- Task directions:
Find all the lines with "that" and gather them.

— begin —

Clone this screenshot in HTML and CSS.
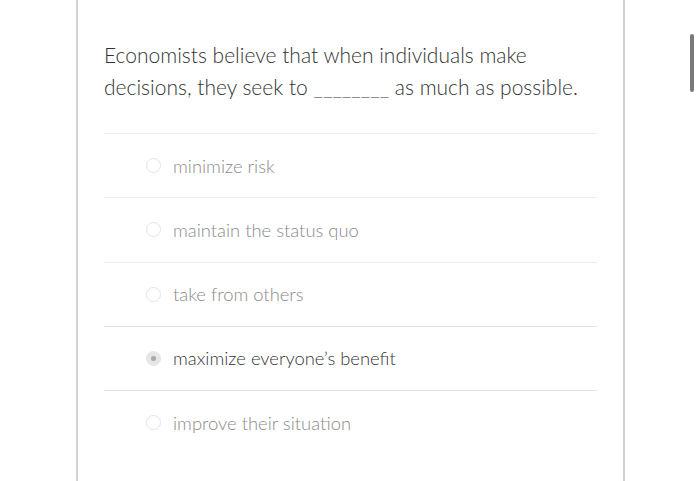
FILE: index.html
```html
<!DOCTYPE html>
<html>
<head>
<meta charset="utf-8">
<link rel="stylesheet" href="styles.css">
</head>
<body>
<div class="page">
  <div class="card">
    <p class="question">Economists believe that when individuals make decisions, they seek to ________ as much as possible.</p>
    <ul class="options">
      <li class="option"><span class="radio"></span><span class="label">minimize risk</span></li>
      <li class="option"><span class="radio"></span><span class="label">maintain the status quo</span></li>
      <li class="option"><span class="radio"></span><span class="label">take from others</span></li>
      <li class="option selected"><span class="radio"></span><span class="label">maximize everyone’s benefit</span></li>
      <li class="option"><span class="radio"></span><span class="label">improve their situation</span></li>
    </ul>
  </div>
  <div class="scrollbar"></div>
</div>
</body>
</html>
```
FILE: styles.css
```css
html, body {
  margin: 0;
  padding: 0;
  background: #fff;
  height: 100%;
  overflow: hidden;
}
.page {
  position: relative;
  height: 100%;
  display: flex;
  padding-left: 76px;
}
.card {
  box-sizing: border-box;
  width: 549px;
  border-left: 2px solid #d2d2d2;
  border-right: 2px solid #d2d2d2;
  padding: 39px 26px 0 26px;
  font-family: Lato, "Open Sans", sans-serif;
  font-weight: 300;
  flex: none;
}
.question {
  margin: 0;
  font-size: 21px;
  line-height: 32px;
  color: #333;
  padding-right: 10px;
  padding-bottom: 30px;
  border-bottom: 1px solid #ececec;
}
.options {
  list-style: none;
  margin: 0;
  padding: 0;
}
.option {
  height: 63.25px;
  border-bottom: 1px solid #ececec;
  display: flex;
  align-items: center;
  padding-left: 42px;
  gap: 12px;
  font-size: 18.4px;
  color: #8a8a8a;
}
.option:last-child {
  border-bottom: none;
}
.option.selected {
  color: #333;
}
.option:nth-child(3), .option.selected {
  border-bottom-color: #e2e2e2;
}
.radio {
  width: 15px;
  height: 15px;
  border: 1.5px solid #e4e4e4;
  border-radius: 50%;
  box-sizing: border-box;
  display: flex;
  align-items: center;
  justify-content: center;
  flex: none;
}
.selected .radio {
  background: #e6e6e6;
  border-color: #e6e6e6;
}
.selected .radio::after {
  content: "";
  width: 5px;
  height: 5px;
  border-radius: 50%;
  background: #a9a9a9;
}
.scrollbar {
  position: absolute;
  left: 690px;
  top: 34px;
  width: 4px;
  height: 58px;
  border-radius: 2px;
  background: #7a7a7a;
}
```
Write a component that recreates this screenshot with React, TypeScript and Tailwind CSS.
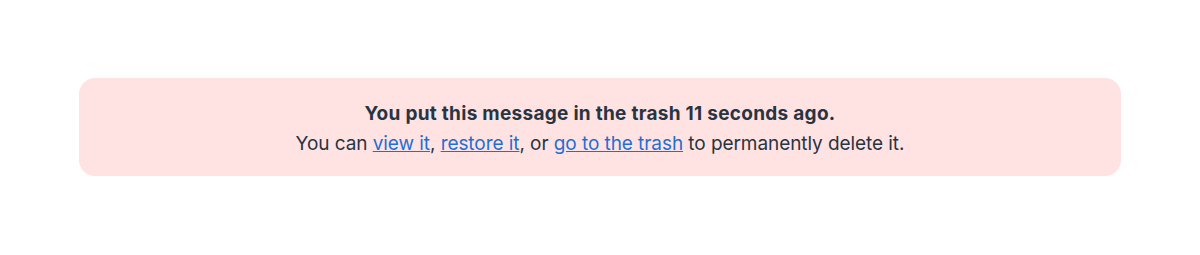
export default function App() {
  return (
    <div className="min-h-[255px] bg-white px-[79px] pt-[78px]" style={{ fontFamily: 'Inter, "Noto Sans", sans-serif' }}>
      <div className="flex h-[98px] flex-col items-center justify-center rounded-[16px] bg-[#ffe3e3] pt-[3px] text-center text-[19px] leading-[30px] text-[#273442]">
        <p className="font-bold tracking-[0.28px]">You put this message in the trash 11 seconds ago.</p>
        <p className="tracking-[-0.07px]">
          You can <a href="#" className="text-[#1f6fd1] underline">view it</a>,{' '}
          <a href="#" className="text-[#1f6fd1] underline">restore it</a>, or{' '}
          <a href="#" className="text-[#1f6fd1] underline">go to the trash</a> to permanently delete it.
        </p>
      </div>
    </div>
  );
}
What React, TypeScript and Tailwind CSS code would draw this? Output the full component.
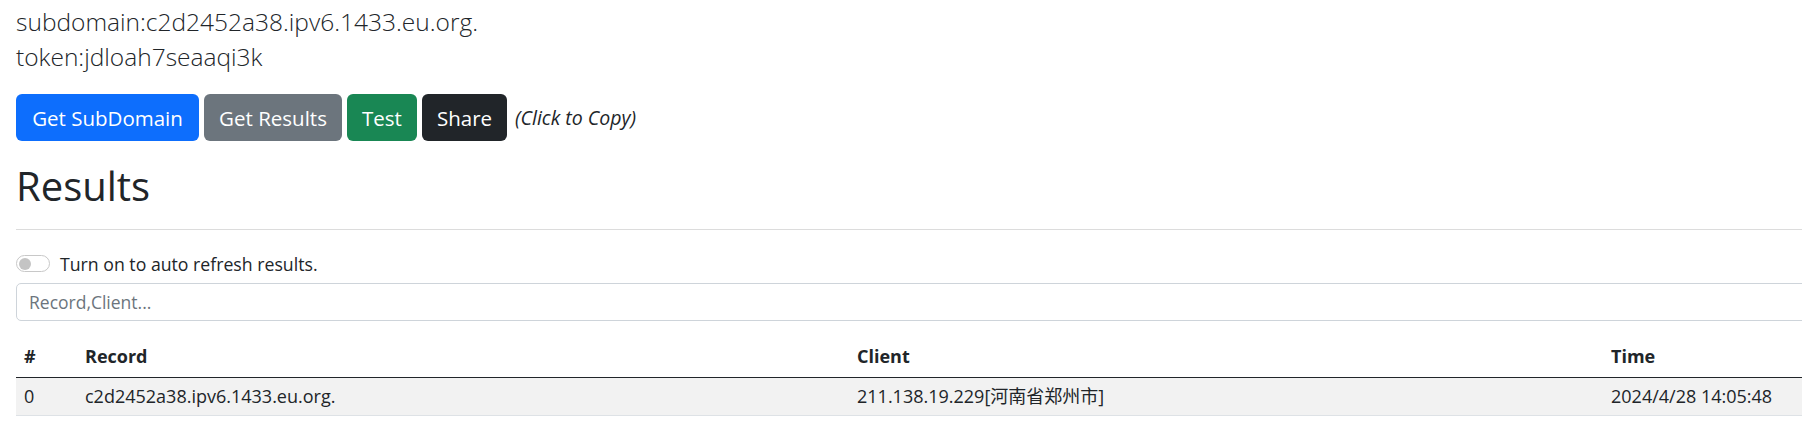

— end —

- Result of this exercise:
    <p class="question">Economists believe that when individuals make decisions, they seek to ________ as much as possible.</p>
Write a component that recreates this screenshot with React, TypeScript and Tailwind CSS.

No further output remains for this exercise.